Enregistré à la Présidence du Sénat le 18 novembre 2010

AVIS

PRÉSENTÉ

au nom de la commission des affaires étrangères, de la défense et des forces armées (1) sur le projet de loi de finances pour 2011 , ADOPTÉ PAR L'ASSEMBLÉE NATIONALE,

TOME II

ACTION EXTÉRIEURE DE L'ÉTAT :
DIPLOMATIE CULTURELLE ET D'INFLUENCE

Par Mme Monique CERISIER-ben GUIGA,

Sénatrice.

(1) Cette commission est composée de : M. Josselin de Rohan , président ; MM. Jacques Blanc, Didier Boulaud, Jean-Louis Carrère, Jean-Pierre Chevènement, Robert del Picchia, Jean François-Poncet, Robert Hue, Joseph Kergueris , vice-présidents ; Mmes Monique Cerisier-ben Guiga, Joëlle Garriaud-Maylam, MM. André Trillard, André Vantomme, Mme Dominique Voynet , secrétaires ; MM. Jean-Etienne Antoinette, Robert Badinter, Jean-Michel Baylet, Jean-Pierre Bel, René Beaumont, Jacques Berthou, Jean Besson, Michel Billout, Didier Borotra, Michel Boutant, Christian Cambon, Marcel-Pierre Cléach, Raymond Couderc, Mme Michelle Demessine, M. André Dulait, Mmes Bernadette Dupont, Josette Durrieu, MM. Jean Faure, Jean-Paul Fournier, Mme Gisèle Gautier, M. Jacques Gautier, Mme Nathalie Goulet, MM. Jean-Noël Guérini, Michel Guerry, Robert Laufoaulu, Simon Loueckhote, Philippe Madrelle, Pierre Mauroy, Rachel Mazuir, Louis Mermaz, Mme Lucette Michaux-Chevry, MM. Jean Milhau, Charles Pasqua, Philippe Paul, Xavier Pintat, Bernard Piras, Christian Poncelet, Yves Pozzo di Borgo, Jean-Pierre Raffarin, Daniel Reiner, Roger Romani, Mme Catherine Tasca.

Voir les numéros :

Assemblée nationale ( 13 ème législ.) : 2824, 2857,2859 à 2865 et T.A. 555

Sénat : 110 et 111 (annexe n° 1 ) (2010-2011)

INTRODUCTION

Mesdames, Messieurs,

Dans une tribune intitulée « Cessez d'affaiblir le Quai d'Orsay ! » , publiée par le journal Le Monde , le 7 juillet dernier, deux anciens ministres des affaires étrangères, MM. Alain Juppé et Hubert Védrine, ont fait part de leur profonde inquiétude à l'égard des conséquences pour la France de l'affaiblissement sans précédent du budget du ministère des affaires étrangères et européennes et de son réseau diplomatique et culturel.

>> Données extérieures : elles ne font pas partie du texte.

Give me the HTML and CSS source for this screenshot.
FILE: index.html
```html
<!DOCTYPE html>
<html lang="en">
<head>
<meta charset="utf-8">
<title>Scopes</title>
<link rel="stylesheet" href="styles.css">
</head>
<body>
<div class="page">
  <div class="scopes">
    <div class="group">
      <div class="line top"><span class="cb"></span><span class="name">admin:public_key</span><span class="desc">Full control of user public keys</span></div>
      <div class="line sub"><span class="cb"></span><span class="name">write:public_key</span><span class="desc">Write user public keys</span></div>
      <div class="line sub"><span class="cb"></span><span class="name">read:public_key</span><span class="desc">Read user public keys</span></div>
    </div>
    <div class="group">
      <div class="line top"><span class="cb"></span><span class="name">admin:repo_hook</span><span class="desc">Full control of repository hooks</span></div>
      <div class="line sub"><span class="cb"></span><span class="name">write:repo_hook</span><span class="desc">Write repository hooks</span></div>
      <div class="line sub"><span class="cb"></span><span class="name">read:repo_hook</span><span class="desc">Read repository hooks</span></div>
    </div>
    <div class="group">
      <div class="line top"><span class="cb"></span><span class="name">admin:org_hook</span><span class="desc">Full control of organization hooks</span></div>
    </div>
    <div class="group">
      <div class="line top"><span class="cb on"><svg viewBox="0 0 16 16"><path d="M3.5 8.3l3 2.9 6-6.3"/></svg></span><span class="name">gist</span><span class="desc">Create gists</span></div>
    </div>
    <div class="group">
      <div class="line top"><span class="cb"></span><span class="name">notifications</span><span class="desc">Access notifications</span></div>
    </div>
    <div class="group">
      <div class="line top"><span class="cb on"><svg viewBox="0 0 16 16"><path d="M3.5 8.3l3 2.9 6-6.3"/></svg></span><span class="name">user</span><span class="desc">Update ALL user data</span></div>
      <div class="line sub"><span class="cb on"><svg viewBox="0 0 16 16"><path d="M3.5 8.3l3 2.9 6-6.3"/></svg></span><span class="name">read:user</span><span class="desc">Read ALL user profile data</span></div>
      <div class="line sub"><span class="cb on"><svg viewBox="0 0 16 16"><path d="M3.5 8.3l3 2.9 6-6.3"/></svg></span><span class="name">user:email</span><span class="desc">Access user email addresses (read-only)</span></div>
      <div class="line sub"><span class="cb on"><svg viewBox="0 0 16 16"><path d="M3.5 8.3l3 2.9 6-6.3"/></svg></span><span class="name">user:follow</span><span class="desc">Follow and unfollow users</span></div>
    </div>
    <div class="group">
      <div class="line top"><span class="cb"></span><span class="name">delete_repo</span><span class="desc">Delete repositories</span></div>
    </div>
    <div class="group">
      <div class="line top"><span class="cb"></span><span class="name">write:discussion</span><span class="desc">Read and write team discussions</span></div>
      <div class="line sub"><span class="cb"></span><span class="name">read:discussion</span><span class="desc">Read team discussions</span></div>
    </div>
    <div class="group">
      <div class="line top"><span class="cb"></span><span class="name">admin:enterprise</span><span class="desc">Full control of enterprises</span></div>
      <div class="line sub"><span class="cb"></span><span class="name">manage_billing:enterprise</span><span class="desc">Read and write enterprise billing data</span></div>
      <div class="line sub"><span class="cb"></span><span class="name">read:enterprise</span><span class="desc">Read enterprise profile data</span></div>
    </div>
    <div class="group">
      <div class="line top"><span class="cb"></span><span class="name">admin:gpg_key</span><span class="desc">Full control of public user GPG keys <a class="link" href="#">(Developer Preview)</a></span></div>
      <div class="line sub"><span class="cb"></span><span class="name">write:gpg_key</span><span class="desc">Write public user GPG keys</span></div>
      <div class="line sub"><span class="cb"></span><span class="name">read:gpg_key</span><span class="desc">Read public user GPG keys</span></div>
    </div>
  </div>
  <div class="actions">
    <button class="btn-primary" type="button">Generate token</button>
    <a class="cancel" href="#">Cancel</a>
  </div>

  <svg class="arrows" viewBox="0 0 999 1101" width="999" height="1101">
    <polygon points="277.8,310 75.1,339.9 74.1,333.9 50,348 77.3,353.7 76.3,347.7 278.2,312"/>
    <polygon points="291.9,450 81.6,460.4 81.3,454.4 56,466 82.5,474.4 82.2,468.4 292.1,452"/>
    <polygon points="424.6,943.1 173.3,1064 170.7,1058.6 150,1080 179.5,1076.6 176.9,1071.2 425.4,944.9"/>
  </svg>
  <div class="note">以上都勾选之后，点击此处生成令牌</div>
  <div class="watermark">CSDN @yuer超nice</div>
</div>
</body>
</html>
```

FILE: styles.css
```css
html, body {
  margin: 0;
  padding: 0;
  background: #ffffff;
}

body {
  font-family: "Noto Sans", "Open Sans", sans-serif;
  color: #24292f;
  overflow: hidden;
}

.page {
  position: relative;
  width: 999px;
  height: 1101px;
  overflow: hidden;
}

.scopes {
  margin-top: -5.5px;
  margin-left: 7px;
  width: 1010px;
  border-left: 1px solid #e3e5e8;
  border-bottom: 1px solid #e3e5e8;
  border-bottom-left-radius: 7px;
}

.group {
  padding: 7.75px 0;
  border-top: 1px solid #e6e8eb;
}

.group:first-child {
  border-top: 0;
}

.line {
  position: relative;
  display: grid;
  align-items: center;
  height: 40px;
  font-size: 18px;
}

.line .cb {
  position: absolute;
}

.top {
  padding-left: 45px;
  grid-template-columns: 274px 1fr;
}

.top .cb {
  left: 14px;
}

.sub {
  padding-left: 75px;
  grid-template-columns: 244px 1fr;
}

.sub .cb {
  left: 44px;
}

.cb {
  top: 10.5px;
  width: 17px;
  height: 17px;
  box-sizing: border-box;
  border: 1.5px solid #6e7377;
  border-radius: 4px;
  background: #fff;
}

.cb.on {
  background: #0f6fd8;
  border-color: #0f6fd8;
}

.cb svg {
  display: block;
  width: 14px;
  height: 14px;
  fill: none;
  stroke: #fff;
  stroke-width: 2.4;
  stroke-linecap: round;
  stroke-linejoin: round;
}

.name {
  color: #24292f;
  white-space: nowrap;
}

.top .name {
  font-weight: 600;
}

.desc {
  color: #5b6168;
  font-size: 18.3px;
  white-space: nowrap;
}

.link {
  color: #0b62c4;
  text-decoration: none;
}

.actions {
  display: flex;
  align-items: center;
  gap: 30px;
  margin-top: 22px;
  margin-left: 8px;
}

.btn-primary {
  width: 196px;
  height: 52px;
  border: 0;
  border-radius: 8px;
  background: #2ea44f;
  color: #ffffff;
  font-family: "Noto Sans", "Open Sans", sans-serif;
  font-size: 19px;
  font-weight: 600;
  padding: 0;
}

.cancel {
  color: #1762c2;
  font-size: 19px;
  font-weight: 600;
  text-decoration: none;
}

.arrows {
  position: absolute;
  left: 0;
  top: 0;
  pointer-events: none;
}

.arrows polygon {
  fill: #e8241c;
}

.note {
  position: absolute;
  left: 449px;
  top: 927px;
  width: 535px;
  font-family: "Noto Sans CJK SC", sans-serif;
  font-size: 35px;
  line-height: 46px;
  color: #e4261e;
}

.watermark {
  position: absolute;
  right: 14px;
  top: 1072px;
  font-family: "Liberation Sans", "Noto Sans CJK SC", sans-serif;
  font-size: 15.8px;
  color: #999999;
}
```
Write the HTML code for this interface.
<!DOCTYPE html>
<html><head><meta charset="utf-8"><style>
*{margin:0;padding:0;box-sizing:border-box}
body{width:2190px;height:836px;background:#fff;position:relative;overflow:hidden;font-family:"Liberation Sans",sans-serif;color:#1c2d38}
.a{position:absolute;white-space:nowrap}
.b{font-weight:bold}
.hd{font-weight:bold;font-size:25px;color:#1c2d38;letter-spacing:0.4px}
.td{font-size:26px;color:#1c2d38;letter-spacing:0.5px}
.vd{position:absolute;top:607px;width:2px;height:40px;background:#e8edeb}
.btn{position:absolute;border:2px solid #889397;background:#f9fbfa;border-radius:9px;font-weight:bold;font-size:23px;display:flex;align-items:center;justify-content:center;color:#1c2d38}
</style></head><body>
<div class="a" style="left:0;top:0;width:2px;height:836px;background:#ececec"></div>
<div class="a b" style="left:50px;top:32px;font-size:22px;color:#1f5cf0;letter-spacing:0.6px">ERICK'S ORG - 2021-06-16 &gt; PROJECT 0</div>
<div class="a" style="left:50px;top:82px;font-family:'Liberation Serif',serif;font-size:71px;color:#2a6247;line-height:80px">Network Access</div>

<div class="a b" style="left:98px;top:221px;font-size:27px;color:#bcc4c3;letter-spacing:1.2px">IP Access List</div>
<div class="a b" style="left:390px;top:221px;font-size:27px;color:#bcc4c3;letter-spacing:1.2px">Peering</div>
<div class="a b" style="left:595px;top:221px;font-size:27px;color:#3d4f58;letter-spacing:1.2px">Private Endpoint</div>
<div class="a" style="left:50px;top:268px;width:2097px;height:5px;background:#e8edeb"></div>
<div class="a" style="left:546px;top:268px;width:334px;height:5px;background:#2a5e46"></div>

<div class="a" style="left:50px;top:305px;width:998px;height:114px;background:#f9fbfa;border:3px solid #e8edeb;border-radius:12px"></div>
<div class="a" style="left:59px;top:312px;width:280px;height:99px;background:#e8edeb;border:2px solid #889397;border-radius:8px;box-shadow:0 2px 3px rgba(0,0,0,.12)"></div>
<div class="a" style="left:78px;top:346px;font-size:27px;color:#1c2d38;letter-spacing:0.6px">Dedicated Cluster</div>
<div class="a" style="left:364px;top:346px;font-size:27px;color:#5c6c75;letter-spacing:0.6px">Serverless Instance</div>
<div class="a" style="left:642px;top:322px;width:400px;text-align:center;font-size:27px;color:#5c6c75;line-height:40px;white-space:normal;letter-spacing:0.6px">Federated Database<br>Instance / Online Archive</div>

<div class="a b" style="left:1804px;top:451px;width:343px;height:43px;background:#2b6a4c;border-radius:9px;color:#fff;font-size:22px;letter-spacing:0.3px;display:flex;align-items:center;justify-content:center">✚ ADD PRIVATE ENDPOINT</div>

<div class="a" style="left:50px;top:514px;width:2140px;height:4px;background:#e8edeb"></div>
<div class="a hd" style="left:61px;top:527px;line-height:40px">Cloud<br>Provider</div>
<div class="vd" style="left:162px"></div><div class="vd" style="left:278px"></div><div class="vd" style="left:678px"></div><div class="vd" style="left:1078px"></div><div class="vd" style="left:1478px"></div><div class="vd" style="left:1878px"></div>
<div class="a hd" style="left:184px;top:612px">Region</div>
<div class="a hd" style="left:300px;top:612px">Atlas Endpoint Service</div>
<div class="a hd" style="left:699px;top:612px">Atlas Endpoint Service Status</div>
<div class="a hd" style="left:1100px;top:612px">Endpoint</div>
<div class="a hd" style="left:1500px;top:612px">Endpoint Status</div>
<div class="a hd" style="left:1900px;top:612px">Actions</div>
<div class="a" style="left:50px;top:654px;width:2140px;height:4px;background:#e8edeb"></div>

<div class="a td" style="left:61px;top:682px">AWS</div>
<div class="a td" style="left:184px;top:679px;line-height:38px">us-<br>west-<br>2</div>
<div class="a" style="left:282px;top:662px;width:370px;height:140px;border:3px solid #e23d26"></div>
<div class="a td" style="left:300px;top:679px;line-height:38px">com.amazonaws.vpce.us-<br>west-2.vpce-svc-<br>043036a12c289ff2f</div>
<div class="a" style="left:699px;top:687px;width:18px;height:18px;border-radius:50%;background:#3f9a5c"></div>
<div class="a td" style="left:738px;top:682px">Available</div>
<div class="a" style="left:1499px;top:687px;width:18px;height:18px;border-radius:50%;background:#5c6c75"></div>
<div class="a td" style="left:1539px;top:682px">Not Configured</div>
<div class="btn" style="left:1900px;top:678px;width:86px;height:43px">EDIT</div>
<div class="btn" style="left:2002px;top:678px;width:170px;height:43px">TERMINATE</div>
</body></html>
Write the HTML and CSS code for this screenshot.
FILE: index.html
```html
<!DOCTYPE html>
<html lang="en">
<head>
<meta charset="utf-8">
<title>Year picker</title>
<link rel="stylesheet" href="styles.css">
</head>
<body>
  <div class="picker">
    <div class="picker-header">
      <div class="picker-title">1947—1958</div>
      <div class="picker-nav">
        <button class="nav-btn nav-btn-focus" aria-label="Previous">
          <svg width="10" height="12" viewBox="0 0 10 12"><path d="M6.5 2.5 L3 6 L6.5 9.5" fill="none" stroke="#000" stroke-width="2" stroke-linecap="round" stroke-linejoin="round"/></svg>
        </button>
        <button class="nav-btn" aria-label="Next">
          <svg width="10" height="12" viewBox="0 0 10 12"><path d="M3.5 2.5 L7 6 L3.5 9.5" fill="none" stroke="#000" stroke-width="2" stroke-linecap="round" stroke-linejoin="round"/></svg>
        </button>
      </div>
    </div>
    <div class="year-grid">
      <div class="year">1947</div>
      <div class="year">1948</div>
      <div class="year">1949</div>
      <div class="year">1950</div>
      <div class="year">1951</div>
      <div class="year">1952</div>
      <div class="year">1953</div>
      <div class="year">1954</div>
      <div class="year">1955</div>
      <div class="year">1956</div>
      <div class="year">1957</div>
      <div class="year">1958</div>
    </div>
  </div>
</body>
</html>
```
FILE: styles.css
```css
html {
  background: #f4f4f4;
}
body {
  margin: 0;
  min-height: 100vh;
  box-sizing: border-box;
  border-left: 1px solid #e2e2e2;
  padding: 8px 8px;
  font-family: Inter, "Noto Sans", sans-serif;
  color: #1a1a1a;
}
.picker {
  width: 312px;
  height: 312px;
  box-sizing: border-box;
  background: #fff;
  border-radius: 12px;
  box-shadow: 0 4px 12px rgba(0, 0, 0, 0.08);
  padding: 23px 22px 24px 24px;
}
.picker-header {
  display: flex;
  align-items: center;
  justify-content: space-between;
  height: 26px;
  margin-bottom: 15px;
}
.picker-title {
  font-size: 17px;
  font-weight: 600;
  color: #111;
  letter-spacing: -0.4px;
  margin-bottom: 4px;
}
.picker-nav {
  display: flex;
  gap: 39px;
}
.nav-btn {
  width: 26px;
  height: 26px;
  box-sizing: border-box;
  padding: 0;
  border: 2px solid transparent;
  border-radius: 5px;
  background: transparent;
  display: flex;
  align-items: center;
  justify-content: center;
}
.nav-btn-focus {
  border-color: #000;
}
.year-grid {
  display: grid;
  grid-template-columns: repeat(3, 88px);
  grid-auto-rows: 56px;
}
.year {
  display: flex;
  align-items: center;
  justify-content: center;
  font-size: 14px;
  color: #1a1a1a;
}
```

Ce véritable cri d'alarme a été relayé par trois anciens Secrétaires généraux du Quai d'Orsay, qui ont également fait part de leur forte préoccupation à l'égard de l'importante diminution prévue des crédits et des effectifs du ministère des affaires étrangères et européennes sur les prochaines années 1 ( * ) .

Malgré un réseau diplomatique et consulaire qui constitue le deuxième réseau le plus étendu au monde, après celui des Etats-Unis, le budget du ministère des affaires étrangères et européennes ne représente que 1 % du budget de l'Etat et environ 0,7 % de ses effectifs, et ne constitue donc pas un réel enjeu en matière de réduction du déficit public.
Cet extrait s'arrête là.